First and foremost, these comics are a great read, and I doubt many will have read them unless they picked up the original issues. It’s always educational to see how later writers and artists may have been influenced by earlier styles, and the book’s closer, “Horror-Go-Round,” reminds me especially of Francesco Francavilla, with the cool coloring choices used to evoke moods of suspense and terror as two brothers investigate the grisly creatures assembled on a local merry-go-round. Two other stories that I found to be comical at times were “Return of the Ghoul,” about a zombie wreaking havoc in a nearby town, and “Absent-Minded Professor,” about a professor who keeps getting into accidents because of his lack of focus.

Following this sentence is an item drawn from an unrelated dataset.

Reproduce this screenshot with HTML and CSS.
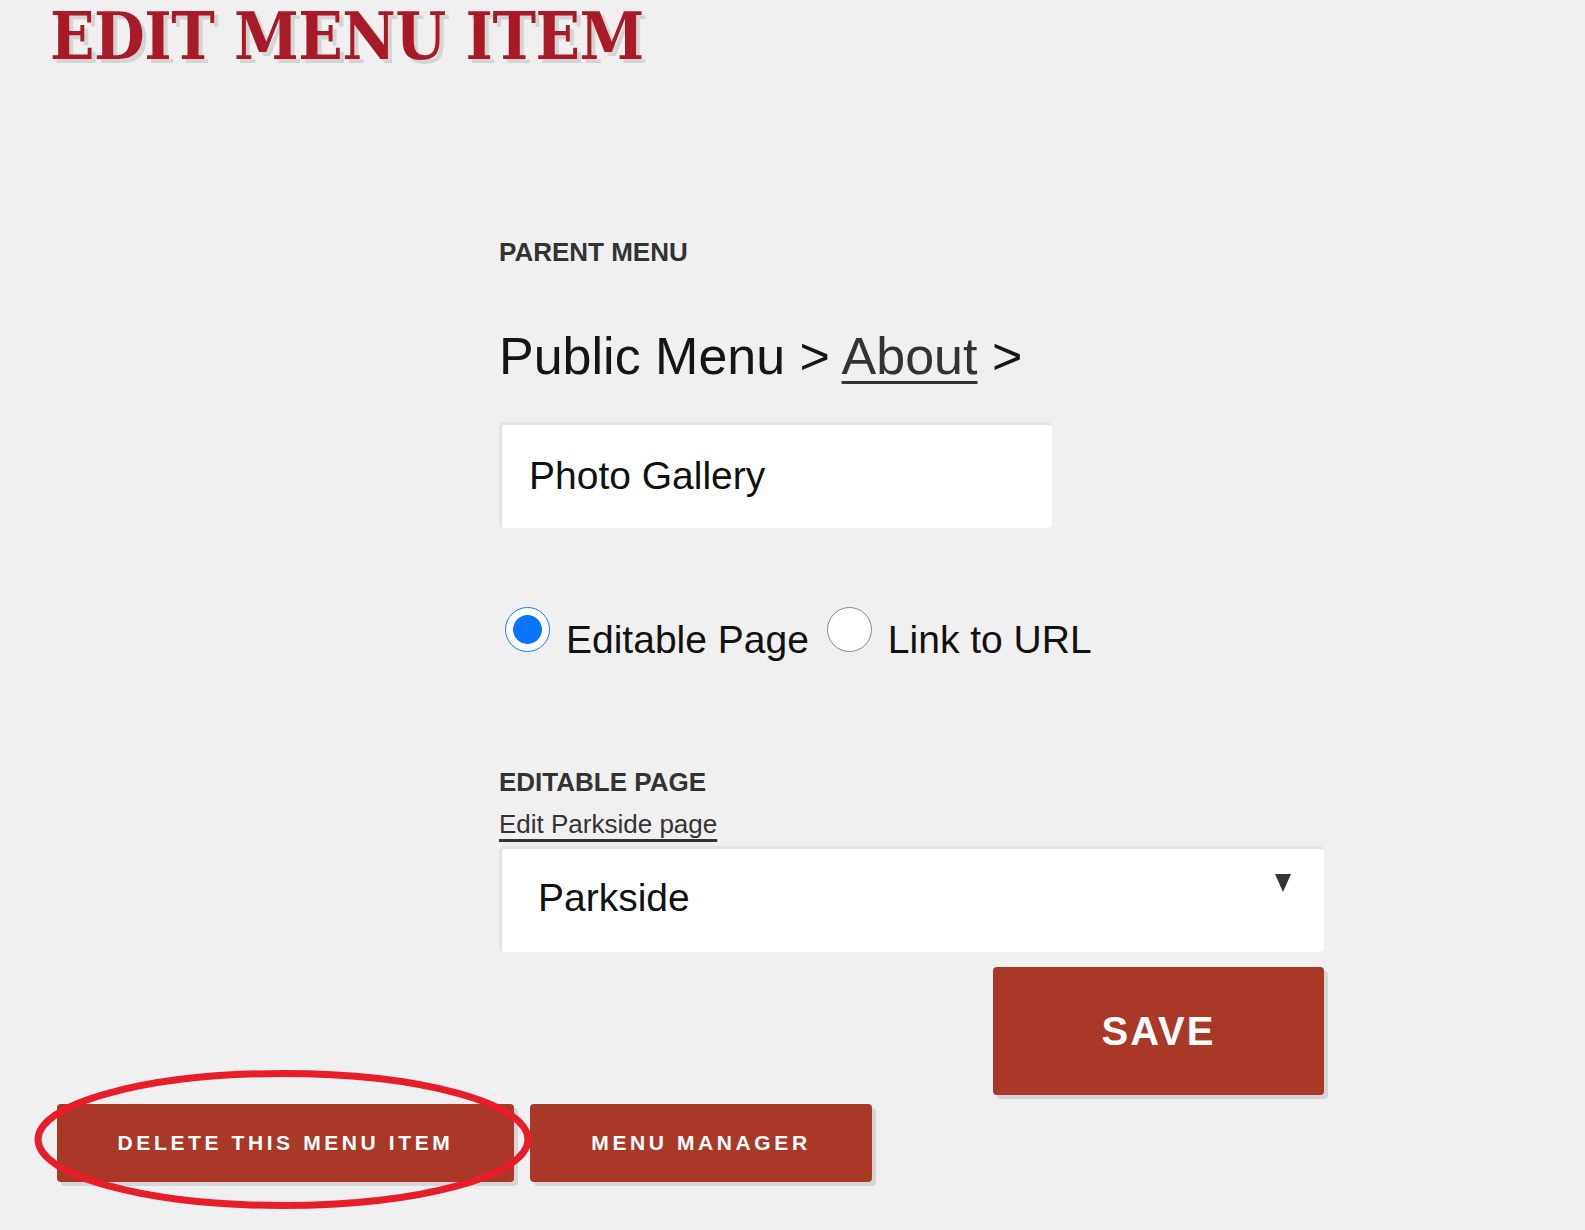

But perhaps more important with reprints is the quality at which the pages are restored, and I assure you, despite their older appearance, there has been some care put into making these pages readable. Notice how the pages are white instead of yellow and how the ink doesn’t appear smudged? You didn’t? That’s because everyone did their jobs. What I appreciate about this book is that the colors have been made readable, but they haven’t been updated for a modern audience. These comics are presented as artifacts of their time, and I prefer it that way—flaws and all.
Although I recognize that every book these days is a hard-fought battle for your cash, I assure you that you can’t go wrong with Haunted Horror. Any fan of old EC titles will be sure to love this book, and this issue has convinced me to pick up the collection when I get my next paycheck. And trust me, “Ghosts from Mars” is worth the asking price alone. Damn is that story weird.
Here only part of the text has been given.